# GIVEN EXERCISE:
In the records below, pick out all lines containing the word "image".

# EXCERPTED RECORDS:
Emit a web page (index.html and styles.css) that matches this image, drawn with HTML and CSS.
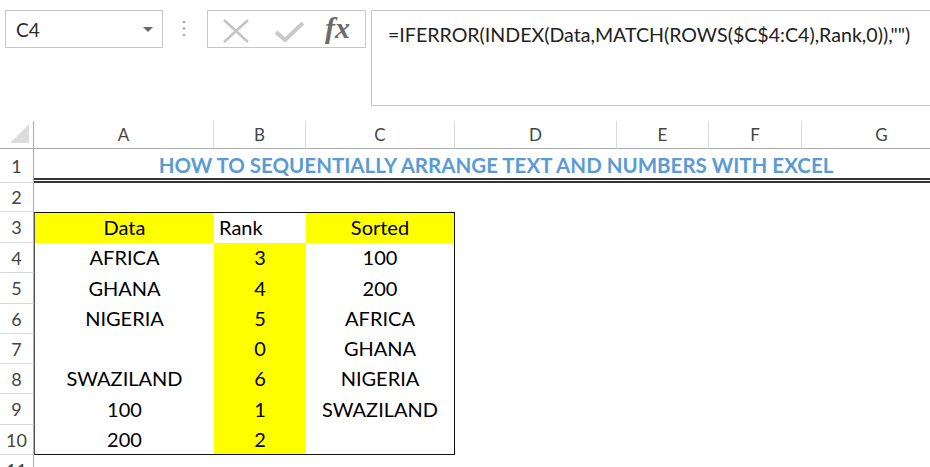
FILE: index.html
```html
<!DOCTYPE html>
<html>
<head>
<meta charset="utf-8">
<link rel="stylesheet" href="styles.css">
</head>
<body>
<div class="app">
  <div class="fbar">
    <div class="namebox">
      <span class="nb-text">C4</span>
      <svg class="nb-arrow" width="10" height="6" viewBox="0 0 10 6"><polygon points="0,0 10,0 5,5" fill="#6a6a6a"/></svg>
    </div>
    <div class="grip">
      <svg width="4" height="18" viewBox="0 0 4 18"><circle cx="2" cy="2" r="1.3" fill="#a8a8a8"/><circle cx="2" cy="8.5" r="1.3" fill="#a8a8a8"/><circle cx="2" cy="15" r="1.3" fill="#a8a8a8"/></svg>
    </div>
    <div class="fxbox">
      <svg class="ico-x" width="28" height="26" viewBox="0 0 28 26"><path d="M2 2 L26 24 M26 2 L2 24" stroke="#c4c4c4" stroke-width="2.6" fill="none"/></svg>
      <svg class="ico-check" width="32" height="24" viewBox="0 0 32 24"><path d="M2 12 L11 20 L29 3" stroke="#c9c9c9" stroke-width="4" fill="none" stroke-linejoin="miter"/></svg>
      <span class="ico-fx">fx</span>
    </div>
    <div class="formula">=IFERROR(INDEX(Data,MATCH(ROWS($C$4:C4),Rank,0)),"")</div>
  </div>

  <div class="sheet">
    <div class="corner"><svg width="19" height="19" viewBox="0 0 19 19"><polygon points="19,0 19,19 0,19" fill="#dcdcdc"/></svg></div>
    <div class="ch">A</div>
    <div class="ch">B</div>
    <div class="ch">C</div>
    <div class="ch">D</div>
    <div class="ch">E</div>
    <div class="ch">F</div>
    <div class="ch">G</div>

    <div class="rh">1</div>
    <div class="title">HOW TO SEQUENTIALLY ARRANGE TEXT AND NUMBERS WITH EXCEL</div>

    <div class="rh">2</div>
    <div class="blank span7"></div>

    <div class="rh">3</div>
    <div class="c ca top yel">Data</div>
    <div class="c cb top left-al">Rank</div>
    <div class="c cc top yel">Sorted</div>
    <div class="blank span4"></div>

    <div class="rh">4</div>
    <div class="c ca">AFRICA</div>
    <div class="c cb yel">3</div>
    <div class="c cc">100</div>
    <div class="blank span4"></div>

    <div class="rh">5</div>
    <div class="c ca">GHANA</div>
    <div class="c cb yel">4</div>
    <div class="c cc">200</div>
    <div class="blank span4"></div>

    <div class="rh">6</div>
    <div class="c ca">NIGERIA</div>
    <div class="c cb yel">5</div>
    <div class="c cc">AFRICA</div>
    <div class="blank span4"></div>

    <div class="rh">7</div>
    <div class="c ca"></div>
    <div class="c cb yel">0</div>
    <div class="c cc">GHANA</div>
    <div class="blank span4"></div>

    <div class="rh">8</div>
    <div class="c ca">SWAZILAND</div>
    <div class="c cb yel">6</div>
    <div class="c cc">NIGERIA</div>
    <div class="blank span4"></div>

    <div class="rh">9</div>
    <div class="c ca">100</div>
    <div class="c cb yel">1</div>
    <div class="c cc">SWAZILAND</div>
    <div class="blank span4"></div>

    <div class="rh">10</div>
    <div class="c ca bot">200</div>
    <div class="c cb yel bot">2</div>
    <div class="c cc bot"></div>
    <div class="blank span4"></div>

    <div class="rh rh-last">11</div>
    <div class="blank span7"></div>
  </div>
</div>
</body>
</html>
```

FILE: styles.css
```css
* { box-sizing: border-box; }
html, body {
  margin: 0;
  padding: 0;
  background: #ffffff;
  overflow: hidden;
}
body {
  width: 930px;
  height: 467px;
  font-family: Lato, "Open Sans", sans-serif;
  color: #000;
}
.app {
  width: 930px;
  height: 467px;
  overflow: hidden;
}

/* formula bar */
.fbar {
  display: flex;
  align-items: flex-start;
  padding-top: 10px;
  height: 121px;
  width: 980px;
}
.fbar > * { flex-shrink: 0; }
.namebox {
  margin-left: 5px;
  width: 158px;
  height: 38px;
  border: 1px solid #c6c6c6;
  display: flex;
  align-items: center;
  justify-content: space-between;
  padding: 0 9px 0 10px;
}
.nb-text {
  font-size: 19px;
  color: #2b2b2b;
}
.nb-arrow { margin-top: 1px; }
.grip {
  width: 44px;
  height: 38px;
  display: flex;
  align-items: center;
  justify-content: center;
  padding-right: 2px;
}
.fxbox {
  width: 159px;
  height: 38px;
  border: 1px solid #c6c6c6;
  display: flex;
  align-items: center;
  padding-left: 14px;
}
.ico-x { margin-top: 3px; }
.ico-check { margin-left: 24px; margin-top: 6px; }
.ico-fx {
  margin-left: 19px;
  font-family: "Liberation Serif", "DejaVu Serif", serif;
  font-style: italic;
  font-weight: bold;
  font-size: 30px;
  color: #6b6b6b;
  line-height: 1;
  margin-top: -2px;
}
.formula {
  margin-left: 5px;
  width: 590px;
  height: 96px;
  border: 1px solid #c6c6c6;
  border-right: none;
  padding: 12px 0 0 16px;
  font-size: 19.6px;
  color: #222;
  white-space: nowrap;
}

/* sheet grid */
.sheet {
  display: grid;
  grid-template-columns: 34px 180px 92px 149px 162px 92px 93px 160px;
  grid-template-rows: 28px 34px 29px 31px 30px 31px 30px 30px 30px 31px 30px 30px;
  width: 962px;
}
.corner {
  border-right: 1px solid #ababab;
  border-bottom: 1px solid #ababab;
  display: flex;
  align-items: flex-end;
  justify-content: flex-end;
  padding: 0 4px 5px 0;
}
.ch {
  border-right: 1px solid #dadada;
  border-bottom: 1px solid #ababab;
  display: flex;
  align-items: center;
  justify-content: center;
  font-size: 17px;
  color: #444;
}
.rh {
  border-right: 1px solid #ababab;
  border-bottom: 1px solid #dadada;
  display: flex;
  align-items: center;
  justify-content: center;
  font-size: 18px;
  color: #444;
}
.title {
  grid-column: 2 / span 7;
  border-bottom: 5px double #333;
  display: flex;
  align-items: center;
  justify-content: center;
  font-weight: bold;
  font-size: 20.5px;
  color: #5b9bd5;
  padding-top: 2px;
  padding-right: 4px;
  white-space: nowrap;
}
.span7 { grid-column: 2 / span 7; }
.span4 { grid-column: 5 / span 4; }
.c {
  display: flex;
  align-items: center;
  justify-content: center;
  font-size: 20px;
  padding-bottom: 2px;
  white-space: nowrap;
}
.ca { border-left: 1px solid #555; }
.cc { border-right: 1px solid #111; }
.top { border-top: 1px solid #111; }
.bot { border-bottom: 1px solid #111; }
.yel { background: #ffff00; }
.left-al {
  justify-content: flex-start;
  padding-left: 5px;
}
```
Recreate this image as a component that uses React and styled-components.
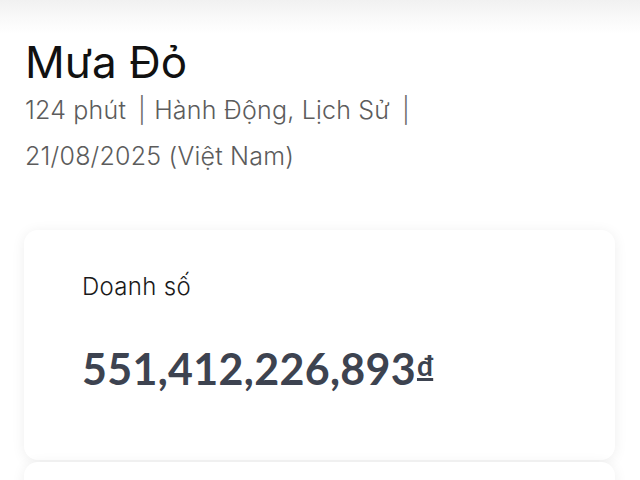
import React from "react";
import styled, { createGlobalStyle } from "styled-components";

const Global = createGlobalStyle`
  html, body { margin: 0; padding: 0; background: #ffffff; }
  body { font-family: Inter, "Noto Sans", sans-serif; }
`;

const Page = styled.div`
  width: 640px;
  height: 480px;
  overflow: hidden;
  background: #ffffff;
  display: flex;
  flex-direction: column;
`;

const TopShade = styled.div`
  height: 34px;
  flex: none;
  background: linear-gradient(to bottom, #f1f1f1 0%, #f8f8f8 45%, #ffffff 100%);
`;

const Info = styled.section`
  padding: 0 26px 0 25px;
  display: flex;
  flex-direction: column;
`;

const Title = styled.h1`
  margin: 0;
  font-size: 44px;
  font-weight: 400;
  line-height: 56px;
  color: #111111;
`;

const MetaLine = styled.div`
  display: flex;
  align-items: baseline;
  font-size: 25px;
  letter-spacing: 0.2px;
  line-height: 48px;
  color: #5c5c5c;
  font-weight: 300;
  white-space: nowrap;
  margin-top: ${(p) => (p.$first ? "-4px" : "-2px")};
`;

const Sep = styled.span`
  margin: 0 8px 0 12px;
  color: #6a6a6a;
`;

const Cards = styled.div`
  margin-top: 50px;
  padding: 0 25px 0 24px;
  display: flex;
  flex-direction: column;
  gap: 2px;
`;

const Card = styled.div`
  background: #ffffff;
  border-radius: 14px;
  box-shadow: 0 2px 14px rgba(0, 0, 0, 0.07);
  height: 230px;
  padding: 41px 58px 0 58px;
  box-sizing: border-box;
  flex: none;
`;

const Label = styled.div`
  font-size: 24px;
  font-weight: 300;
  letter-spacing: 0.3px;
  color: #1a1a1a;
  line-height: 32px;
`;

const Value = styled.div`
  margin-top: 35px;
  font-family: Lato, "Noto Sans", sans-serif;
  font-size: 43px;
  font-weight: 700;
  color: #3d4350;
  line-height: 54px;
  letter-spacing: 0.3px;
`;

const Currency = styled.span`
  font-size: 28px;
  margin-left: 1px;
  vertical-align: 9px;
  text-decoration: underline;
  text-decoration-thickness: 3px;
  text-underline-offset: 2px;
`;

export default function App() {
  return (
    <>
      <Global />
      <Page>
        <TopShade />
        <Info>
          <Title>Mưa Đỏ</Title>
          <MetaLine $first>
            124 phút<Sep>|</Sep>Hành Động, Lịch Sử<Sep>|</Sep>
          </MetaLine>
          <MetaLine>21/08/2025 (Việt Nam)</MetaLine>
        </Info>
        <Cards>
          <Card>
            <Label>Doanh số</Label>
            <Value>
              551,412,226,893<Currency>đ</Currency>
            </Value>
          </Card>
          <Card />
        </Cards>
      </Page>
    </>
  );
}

# RESPONSE:
Emit a web page (index.html and styles.css) that matches this image, drawn with HTML and CSS.
Recreate this image as a component that uses React and styled-components.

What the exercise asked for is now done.